Look at the radicalness of these illustrations. Ok, first scan, the whole page:

full


Now, a detail, from the upper left area:

mow


MOW, you guys! So many superb, dorky details THAT I HAVEN'T EVEN FOUND YET. eeeeeee

Saturday, June 10, 2006

I was going to write a couple things in here over the past week and didn't get around. One was about how I was in a supermarket, talking to a friend over the phone about sex and death among other things, and it felt really jarring, that I was there, but also pretty much right. The supermarket is kind of the perfect environment in which to talk about death making you nervous, because of the demented ordinariness of the supermarket.
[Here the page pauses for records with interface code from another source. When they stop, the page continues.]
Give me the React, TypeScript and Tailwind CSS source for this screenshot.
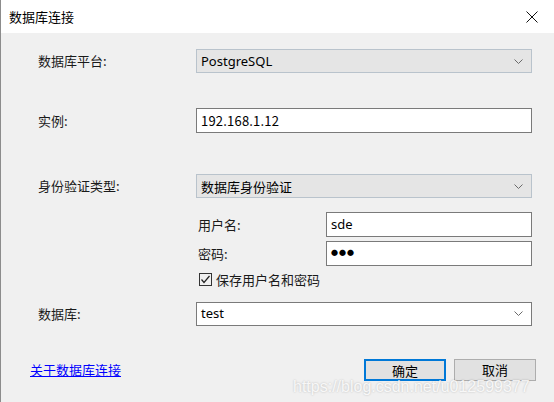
import React from 'react';

const cjk = "font-['Microsoft_YaHei','Noto_Sans_CJK_SC',sans-serif]";
const ui = "font-['Segoe_UI','Noto_Sans','Noto_Sans_CJK_SC',sans-serif]";

function Chevron() {
  return (
    <svg width="9" height="5" viewBox="0 0 9 5" className="shrink-0">
      <polyline points="0.5,0.5 4.5,4.5 8.5,0.5" fill="none" stroke="#6a6a6a" strokeWidth="1" />
    </svg>
  );
}

function Select({ value, editable, className }: { value: string; editable?: boolean; className?: string }) {
  return (
    <div
      className={`flex h-[24px] w-[336px] items-center justify-between pl-[4px] pr-[8px] text-[13px] text-black ${
        editable ? 'border border-[#7a7a7a] bg-white' : 'border border-[#b9c3cc] bg-[#e5e5e5]'
      } ${className ?? ''}`}
    >
      <span className="leading-none">{value}</span>
      <Chevron />
    </div>
  );
}

function Field({ children, width, className }: { children: React.ReactNode; width: string; className?: string }) {
  return (
    <div className={`flex h-[25px] items-center border border-[#7a7a7a] bg-white pl-[4px] text-[13px] text-black ${width} ${className ?? ''}`}>
      {children}
    </div>
  );
}

function Row({ label, children, className }: { label: string; children: React.ReactNode; className?: string }) {
  return (
    <div className={`flex items-center ${className ?? ''}`}>
      <div className={`w-[195px] shrink-0 pl-[37px] text-[13px] text-[#1a1a1a] ${cjk}`}>{label}</div>
      {children}
    </div>
  );
}

export default function App() {
  return (
    <div className={`relative h-[402px] w-[554px] overflow-hidden border-l border-[#8c8c8c] bg-[#f0f0f0] ${ui}`}>
      {/* title bar */}
      <div className="flex h-[33px] items-center justify-between bg-white pl-[8px] pr-[16px]">
        <span className={`text-[13px] text-black ${cjk}`}>数据库连接</span>
        <svg width="12" height="12" viewBox="0 0 12 12">
          <path d="M0.5 0.5 L11.5 11.5 M11.5 0.5 L0.5 11.5" stroke="#111" strokeWidth="1" />
        </svg>
      </div>

      <Row label="数据库平台:" className="mt-[16px]">
        <Select value="PostgreSQL" />
      </Row>

      <Row label="实例:" className="mt-[35px]">
        <Field width="w-[336px]">
          <span className={`tracking-[0.2px] ${cjk}`}>192.168.1.12</span>
        </Field>
      </Row>

      <Row label="身份验证类型:" className="mt-[41px]">
        <Select value="数据库身份验证" className={cjk} />
      </Row>

      {/* credentials block */}
      <div className="ml-[196px] mt-[14px] w-[335px]">
        <div className="flex items-center justify-between">
          <span className={`pl-[1px] text-[13px] text-[#1a1a1a] ${cjk}`}>用户名:</span>
          <Field width="w-[206px]">sde</Field>
        </div>
        <div className="mt-[4px] flex items-center justify-between">
          <span className={`pl-[1px] text-[13px] text-[#1a1a1a] ${cjk}`}>密码:</span>
          <Field width="w-[206px]">
            <span className="text-[7px] tracking-[1px]">●●●</span>
          </Field>
        </div>
        <div className="mt-[4px] flex items-center gap-[4px] pl-[2px]">
          <div className="flex h-[13px] w-[13px] items-center justify-center border border-[#333] bg-transparent">
            <svg width="11" height="11" viewBox="0 0 11 11">
              <polyline points="1.5,5.5 4,8.5 9.5,2" fill="none" stroke="#222" strokeWidth="1.2" />
            </svg>
          </div>
          <span className={`text-[13px] text-[#1a1a1a] ${cjk}`}>保存用户名和密码</span>
        </div>
      </div>

      <Row label="数据库:" className="mt-[12px]">
        <Select value="test" editable />
      </Row>

      {/* footer */}
      <div className="mt-[33px] flex items-center justify-between pl-[29px] pr-[18px]">
        <span className={`text-[13px] text-[#0000ff] underline ${cjk}`}>关于数据库连接</span>
        <div className="flex gap-[8px]">
          <button className={`h-[22px] w-[82px] border-2 border-[#0078d7] bg-[#e1e1e1] text-[13px] text-black ${cjk}`}>
            确定
          </button>
          <button className={`h-[22px] w-[82px] border border-[#adadad] bg-[#e1e1e1] text-[13px] text-black ${cjk}`}>
            取消
          </button>
        </div>
      </div>

      {/* blog watermark */}
      <span className="absolute left-[292px] top-[375px] font-['Liberation_Sans',sans-serif] text-[16px] text-white/85 [text-shadow:0_0_2px_rgba(0,0,0,0.25)]">
        https://blog.csdn.net/u012599377
      </span>
    </div>
  );
}
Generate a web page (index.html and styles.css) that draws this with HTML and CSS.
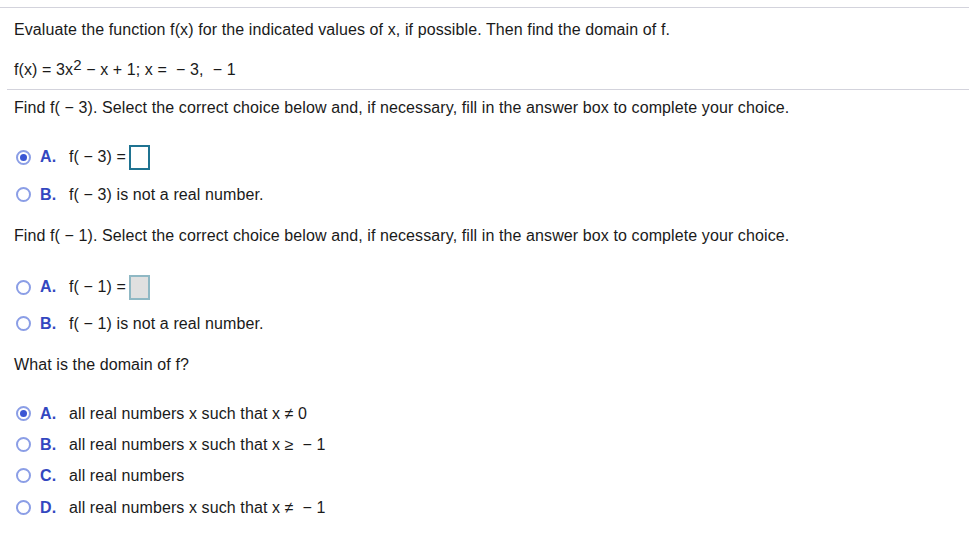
FILE: index.html
```html
<!DOCTYPE html>
<html>
<head>
<meta charset="utf-8">
<link rel="stylesheet" href="styles.css">
</head>
<body>
<div class="page">
  <div class="header">
    <p class="q intro">Evaluate the function f(x) for the indicated values of x, if possible. Then find the domain of f.</p>
    <p class="q func">f(x) = 3x<sup>2</sup> &minus; x + 1; x = &nbsp;&minus; 3, &nbsp;&minus; 1</p>
  </div>
  <div class="body">
    <p class="q find1">Find f( &minus; 3). Select the correct choice below and, if necessary, fill in the answer box to complete your choice.</p>
    <div class="choices c1">
      <div class="choice tall"><span class="radio on"></span><span class="lbl">A.</span><span class="txt">f( &minus; 3) =<span class="box"></span></span></div>
      <div class="choice gap"><span class="radio"></span><span class="lbl">B.</span><span class="txt">f( &minus; 3) is not a real number.</span></div>
    </div>
    <p class="q find2">Find f( &minus; 1). Select the correct choice below and, if necessary, fill in the answer box to complete your choice.</p>
    <div class="choices c2">
      <div class="choice tall"><span class="radio"></span><span class="lbl">A.</span><span class="txt">f( &minus; 1) =<span class="box off"></span></span></div>
      <div class="choice"><span class="radio"></span><span class="lbl">B.</span><span class="txt">f( &minus; 1) is not a real number.</span></div>
    </div>
    <p class="q find3">What is the domain of f?</p>
    <div class="choices c3">
      <div class="choice"><span class="radio on"></span><span class="lbl">A.</span><span class="txt">all real numbers x such that x &ne; 0</span></div>
      <div class="choice"><span class="radio"></span><span class="lbl">B.</span><span class="txt">all real numbers x such that x &ge; &nbsp;&minus; 1</span></div>
      <div class="choice"><span class="radio"></span><span class="lbl">C.</span><span class="txt">all real numbers</span></div>
      <div class="choice gap"><span class="radio"></span><span class="lbl">D.</span><span class="txt">all real numbers x such that x &ne; &nbsp;&minus; 1</span></div>
    </div>
  </div>
</div>
</body>
</html>
```

FILE: styles.css
```css
html, body {
  margin: 0;
  padding: 0;
  background: #ffffff;
}
body {
  font-family: "Liberation Sans", Arial, sans-serif;
  font-size: 16px;
  letter-spacing: 0.1px;
  color: #1a1a1a;
}
.page {
  padding-top: 7px;
}
.header {
  border-top: 1px solid #d3d3dc;
  padding-left: 14px;
  padding-bottom: 10px;
}
.q {
  margin: 0;
  line-height: 18px;
}
.intro {
  padding-top: 13px;
}
.func {
  padding-top: 22px;
}
.func sup {
  font-size: 15px;
  line-height: 0;
  vertical-align: 5px;
}
.body {
  margin-left: 7px;
  border-top: 1px solid #d3d3dc;
  padding-left: 7px;
}
.find1 {
  padding-top: 9px;
}
.choices {
  display: flex;
  flex-direction: column;
}
.choice {
  display: flex;
  align-items: center;
  height: 31px;
}
.choice.tall {
  height: 42px;
}
.choice.gap {
  margin-top: 1px;
}
.c1 {
  padding-top: 19px;
}
.c2 {
  padding-top: 21px;
}
.c3 {
  padding-top: 24px;
}
.find2 {
  padding-top: 17px;
}
.find3 {
  padding-top: 17px;
}
.radio {
  box-sizing: border-box;
  width: 15px;
  height: 15px;
  border: 2px solid #8b9ee6;
  border-radius: 50%;
  margin-left: 2px;
  display: flex;
  align-items: center;
  justify-content: center;
  background: #fff;
}
.radio.on::after {
  content: "";
  width: 7px;
  height: 7px;
  border-radius: 50%;
  background: #3a56d4;
}
.lbl {
  color: #3347c0;
  font-weight: bold;
  margin-left: 9px;
  width: 29px;
}
.txt {
  display: flex;
  align-items: center;
  white-space: pre;
}
.box {
  box-sizing: border-box;
  display: inline-block;
  width: 21px;
  height: 25px;
  border: 2px solid #1f7391;
  margin-left: 3px;
  background: #fff;
}
.box.off {
  border-color: #8fb8c4;
  background: #e0e0e0;
}
```
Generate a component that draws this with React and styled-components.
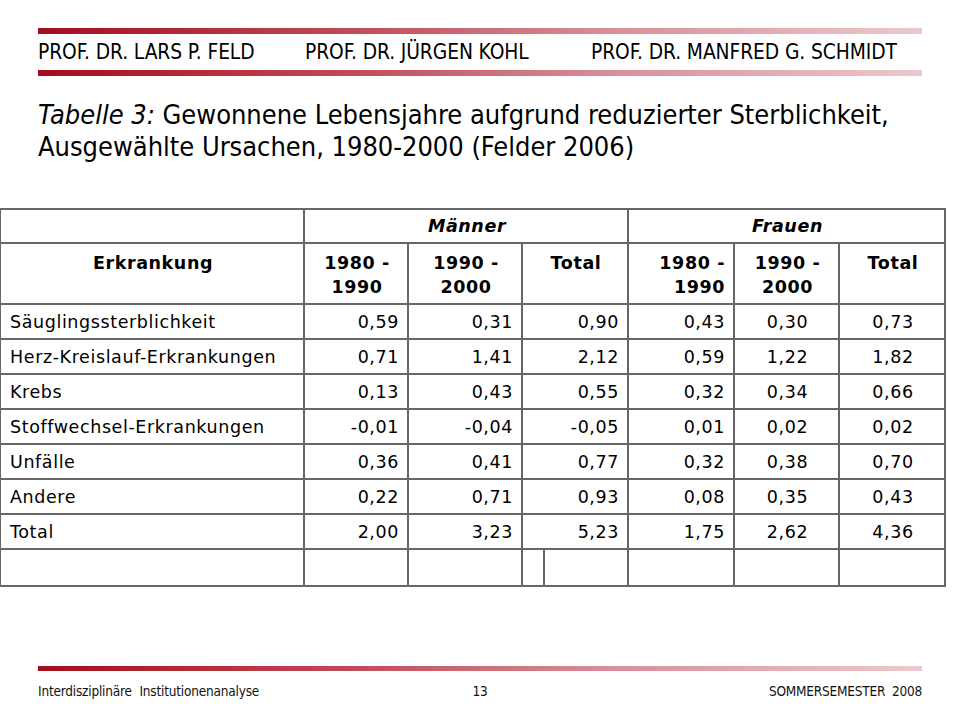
import styled, { createGlobalStyle } from "styled-components";

const GlobalStyle = createGlobalStyle`
  html, body {
    margin: 0;
    padding: 0;
    background: #ffffff;
  }
  body {
    width: 960px;
    height: 720px;
    overflow: hidden;
  }
`;

const Slide = styled.div`
  position: relative;
  width: 960px;
  height: 720px;
  display: flex;
  flex-direction: column;
  font-family: "DejaVu Sans", Verdana, sans-serif;
  color: #000000;
`;

const Bar = styled.div`
  height: ${(p) => p.$h || 6}px;
  margin: 0 38px;
  background: linear-gradient(to right, #a30d1d 0%, #c04a57 35%, #d88f98 65%, #ecc9cd 100%);
`;

const Header = styled.header`
  padding-top: 28px;
  display: flex;
  flex-direction: column;
`;

const Names = styled.div`
  height: 36px;
  margin: 0 38px;
  display: grid;
  grid-template-columns: 267px 286px 1fr;
  align-items: center;
  font-family: "DejaVu Sans Condensed", "DejaVu Sans", sans-serif;
  font-size: 20.8px;
  letter-spacing: -0.1px;
`;

const Title = styled.h1`
  margin: 23px 38px 0;
  font-family: "DejaVu Sans Condensed", "DejaVu Sans", sans-serif;
  font-weight: normal;
  font-size: 27px;
  line-height: 32px;
  letter-spacing: -0.02px;

  em {
    font-style: italic;
  }
`;

const Table = styled.table`
  margin-top: 45px;
  margin-left: -1px;
  width: 945px;
  border-collapse: collapse;
  table-layout: fixed;
  font-size: 17.5px;
  letter-spacing: 0.6px;
`;

const Cell = styled.td`
  border: 2px solid #666666;
  border-left-color: ${(p) => p.$lc || "#666666"};
  height: ${(p) => p.$h || 33}px;
  padding: 0 ${(p) => (p.$align === "right" ? 8 : 7)}px 0 9px;
  text-align: ${(p) => p.$align || "left"};
  vertical-align: ${(p) => p.$valign || "middle"};
  font-weight: ${(p) => (p.$bold ? "bold" : "normal")};
  font-style: ${(p) => (p.$italic ? "italic" : "normal")};
  line-height: 24px;
  white-space: nowrap;
`;

const HeadCell = styled(Cell).attrs({ as: "th" })`
  padding-top: ${(p) => (p.$valign === "top" ? 7 : 0)}px;
`;

const FooterArea = styled.footer`
  margin-top: auto;
  padding-bottom: 21px;
  display: flex;
  flex-direction: column;
`;

const FooterRow = styled.div`
  margin: 12px 38px 0;
  display: grid;
  grid-template-columns: 1fr auto 1fr;
  font-family: "DejaVu Sans Condensed", "DejaVu Sans", sans-serif;
  font-size: 13.5px;
  letter-spacing: -0.2px;
  color: #111;
`;

const FooterText = styled.span`
  text-align: ${(p) => p.$align || "left"};
  word-spacing: ${(p) => p.$ws || 0}px;
`;

const rows = [
  ["Säuglingssterblichkeit", "0,59", "0,31", "0,90", "0,43", "0,30", "0,73"],
  ["Herz-Kreislauf-Erkrankungen", "0,71", "1,41", "2,12", "0,59", "1,22", "1,82"],
  ["Krebs", "0,13", "0,43", "0,55", "0,32", "0,34", "0,66"],
  ["Stoffwechsel-Erkrankungen", "-0,01", "-0,04", "-0,05", "0,01", "0,02", "0,02"],
  ["Unfälle", "0,36", "0,41", "0,77", "0,32", "0,38", "0,70"],
  ["Andere", "0,22", "0,71", "0,93", "0,08", "0,35", "0,43"],
  ["Total", "2,00", "3,23", "5,23", "1,75", "2,62", "4,36"],
];

const align = ["left", "right", "right", "right", "right", "center", "center"];
const greenRows = [4, 5, 6];

export default function App() {
  return (
    <>
      <GlobalStyle />
      <Slide>
        <Header>
          <Bar />
          <Names>
            <span>PROF. DR. LARS P. FELD</span>
            <span>PROF. DR. JÜRGEN KOHL</span>
            <span>PROF. DR. MANFRED G. SCHMIDT</span>
          </Names>
          <Bar />
        </Header>

        <Title>
          <em>Tabelle 3:</em> Gewonnene Lebensjahre aufgrund reduzierter Sterblichkeit,
          <br />
          Ausgewählte Ursachen, 1980-2000 (Felder 2006)
        </Title>

        <Table>
          <colgroup>
            <col style={{ width: 304 }} />
            <col style={{ width: 104 }} />
            <col style={{ width: 114 }} />
            <col style={{ width: 22 }} />
            <col style={{ width: 84 }} />
            <col style={{ width: 106 }} />
            <col style={{ width: 105 }} />
            <col style={{ width: 106 }} />
          </colgroup>
          <thead>
            <tr>
              <HeadCell $h={32} />
              <HeadCell $h={32} colSpan={4} $align="center" $bold $italic>
                Männer
              </HeadCell>
              <HeadCell $h={32} colSpan={3} $align="center" $bold $italic>
                Frauen
              </HeadCell>
            </tr>
            <tr>
              <HeadCell $h={52} $align="center" $valign="top" $bold>
                Erkrankung
              </HeadCell>
              <HeadCell $h={52} $align="center" $valign="top" $bold>
                1980 -<br />1990
              </HeadCell>
              <HeadCell $h={52} $align="center" $valign="top" $bold>
                1990 -<br />2000
              </HeadCell>
              <HeadCell $h={52} colSpan={2} $align="center" $valign="top" $bold>
                Total
              </HeadCell>
              <HeadCell $h={52} $align="right" $valign="top" $bold>
                1980 -<br />1990
              </HeadCell>
              <HeadCell $h={52} $align="center" $valign="top" $bold>
                1990 -<br />2000
              </HeadCell>
              <HeadCell $h={52} $align="center" $valign="top" $bold>
                Total
              </HeadCell>
            </tr>
          </thead>
          <tbody>
            {rows.map((r, ri) => (
              <tr key={r[0]}>
                {r.map((v, ci) => (
                  <Cell
                    key={ci}
                    colSpan={ci === 3 ? 2 : 1}
                    $align={align[ci]}
                    $lc={ci === 4 && greenRows.includes(ri) ? "#2f9a2f" : undefined}
                  >
                    {v}
                  </Cell>
                ))}
              </tr>
            ))}
            <tr>
              {Array.from({ length: 8 }).map((_, i) => (
                <Cell key={i} $h={35} />
              ))}
            </tr>
          </tbody>
        </Table>

        <FooterArea>
          <Bar $h={5} />
          <FooterRow>
            <FooterText $ws={4}>Interdisziplinäre Institutionenanalyse</FooterText>
            <FooterText $align="center">13</FooterText>
            <FooterText $align="right" $ws={3}>SOMMERSEMESTER 2008</FooterText>
          </FooterRow>
        </FooterArea>
      </Slide>
    </>
  );
}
And, right, that's the crazy thing about death?

So I didn't know how to make that an entry, and it still sounds weird in the not cool way, huh?

Then the other thing, it's easy, alls it was was:
Incredibly, sometimes I forget that a peacock lives at a house on my way to work. Then some morning he'll come out to the street to watch the cars go by.

I have 4 more days at that place, that school.

Sunday, June 04, 2006

Every now and then, I have been wanting to yell out CALL THE POLICE, as a catchphrase, only I knew I had no idea how to explain.

I just spent far too long searching for this blog entry, which has haunted me for over a year now:

I had nothing more to go on than "CALL THE POLICE" "bear" and "birthday". Yes, this blog also has posts concerning bears, and birthdays.



That I finally found that post proves the internet is magic.

Saturday, June 03, 2006

evidence #807p that newspapers will/should die

"It's a bit dangerous, camp," Mr. Wainwright said recently in a Dutch gay magazine whose title cannot be printed in these pages.


PRINT THE SWEAR WORDS, YOU GODDAMN FUCKING PRINCESS.
Few things annoy me more than coy traditionalism. I think a lot of what's wrong with our society has to do with squemishness about swear words.